For most educational and small-scale practical problems, the calculator provides results that are accurate to at least 4-6 decimal places.
What are some common mistakes to avoid when using optimization calculators?
Here are some common pitfalls to watch out for:
- Incorrect Objective Function: Make sure your objective truly represents what you want to optimize. For example, maximizing profit is different from maximizing revenue.
- Missing Constraints: It's easy to forget important constraints. Always double-check that you've included all relevant limitations.
- Wrong Constraint Direction: Mixing up ≤ and ≥ can completely change your solution. For example, a resource constraint should typically be ≤ available resources.

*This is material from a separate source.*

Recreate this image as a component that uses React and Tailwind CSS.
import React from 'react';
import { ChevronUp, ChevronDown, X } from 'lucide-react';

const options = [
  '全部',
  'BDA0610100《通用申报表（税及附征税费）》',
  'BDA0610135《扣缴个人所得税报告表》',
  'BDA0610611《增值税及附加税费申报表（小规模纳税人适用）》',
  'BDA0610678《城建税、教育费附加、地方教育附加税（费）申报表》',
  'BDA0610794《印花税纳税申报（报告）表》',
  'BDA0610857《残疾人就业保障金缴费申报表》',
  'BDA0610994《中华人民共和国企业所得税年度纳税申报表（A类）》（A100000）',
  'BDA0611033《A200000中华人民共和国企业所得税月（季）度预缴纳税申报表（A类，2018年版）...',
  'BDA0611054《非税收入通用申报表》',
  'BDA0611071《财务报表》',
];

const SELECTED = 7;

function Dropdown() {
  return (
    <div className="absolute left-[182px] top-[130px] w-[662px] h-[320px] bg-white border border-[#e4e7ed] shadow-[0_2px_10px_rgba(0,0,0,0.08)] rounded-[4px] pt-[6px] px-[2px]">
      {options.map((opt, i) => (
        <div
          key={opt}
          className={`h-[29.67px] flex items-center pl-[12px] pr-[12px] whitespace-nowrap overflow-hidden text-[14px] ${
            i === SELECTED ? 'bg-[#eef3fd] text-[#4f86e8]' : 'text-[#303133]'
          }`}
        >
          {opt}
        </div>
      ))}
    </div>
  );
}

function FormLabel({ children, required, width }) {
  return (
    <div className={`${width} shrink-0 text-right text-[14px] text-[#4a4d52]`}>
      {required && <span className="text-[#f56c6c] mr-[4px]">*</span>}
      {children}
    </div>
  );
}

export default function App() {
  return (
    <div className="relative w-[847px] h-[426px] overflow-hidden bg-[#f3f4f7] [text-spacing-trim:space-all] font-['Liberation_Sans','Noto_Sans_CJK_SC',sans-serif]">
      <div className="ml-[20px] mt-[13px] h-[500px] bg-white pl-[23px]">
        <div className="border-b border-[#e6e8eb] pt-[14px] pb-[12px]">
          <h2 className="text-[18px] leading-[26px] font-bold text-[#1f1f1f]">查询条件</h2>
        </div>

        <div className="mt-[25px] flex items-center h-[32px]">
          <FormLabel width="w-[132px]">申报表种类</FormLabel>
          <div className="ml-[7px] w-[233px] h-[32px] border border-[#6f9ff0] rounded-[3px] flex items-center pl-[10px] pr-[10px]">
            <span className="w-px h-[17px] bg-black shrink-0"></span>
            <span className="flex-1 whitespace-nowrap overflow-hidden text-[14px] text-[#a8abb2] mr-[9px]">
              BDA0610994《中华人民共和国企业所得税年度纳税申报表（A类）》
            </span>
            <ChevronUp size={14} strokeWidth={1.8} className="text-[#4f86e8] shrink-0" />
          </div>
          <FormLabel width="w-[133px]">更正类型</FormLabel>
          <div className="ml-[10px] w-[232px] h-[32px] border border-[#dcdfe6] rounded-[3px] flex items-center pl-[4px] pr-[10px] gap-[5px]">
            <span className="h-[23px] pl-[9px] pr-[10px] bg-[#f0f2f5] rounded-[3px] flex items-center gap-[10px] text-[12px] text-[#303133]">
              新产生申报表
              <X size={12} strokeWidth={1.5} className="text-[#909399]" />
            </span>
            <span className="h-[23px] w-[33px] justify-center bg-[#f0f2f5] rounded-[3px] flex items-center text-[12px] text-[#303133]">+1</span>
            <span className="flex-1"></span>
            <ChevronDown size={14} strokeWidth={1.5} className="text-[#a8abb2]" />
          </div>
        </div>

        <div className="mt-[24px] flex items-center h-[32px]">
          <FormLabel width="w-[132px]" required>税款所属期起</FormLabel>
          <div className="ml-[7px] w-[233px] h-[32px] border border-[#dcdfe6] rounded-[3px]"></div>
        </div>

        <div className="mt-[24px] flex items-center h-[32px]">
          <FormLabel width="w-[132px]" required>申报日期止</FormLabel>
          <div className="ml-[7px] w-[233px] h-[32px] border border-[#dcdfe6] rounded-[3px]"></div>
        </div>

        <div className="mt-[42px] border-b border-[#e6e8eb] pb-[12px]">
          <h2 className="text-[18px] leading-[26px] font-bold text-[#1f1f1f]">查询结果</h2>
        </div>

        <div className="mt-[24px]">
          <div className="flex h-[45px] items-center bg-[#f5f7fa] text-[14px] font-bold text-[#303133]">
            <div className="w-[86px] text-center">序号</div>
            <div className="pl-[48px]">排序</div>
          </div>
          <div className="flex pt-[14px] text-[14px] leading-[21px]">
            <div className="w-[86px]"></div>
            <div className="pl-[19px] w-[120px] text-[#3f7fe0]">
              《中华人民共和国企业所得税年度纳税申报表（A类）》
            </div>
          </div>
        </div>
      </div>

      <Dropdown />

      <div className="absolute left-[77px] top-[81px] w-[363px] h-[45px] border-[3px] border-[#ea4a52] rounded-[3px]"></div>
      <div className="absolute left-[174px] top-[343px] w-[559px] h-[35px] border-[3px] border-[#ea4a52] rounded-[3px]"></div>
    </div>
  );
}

- Unit Inconsistencies: Ensure all terms in your objective and constraints use consistent units. Mixing dollars with units, or hours with days, will lead to incorrect results.
- Over-constraining: Too many constraints can make the problem infeasible or lead to a solution that's not practically useful.
- Ignoring Non-Negativity: Forgetting to specify that variables must be non-negative when they represent physical quantities.
- Misinterpreting Results: Not understanding what the solution means in the context of your problem. Always validate that the solution makes practical sense.
- Assuming Linearity: Trying to model nonlinear relationships with linear equations, which can lead to incorrect optimal points.
The best way to avoid these mistakes is to start with simple problems where you can verify the results manually, then gradually increase complexity as you gain confidence.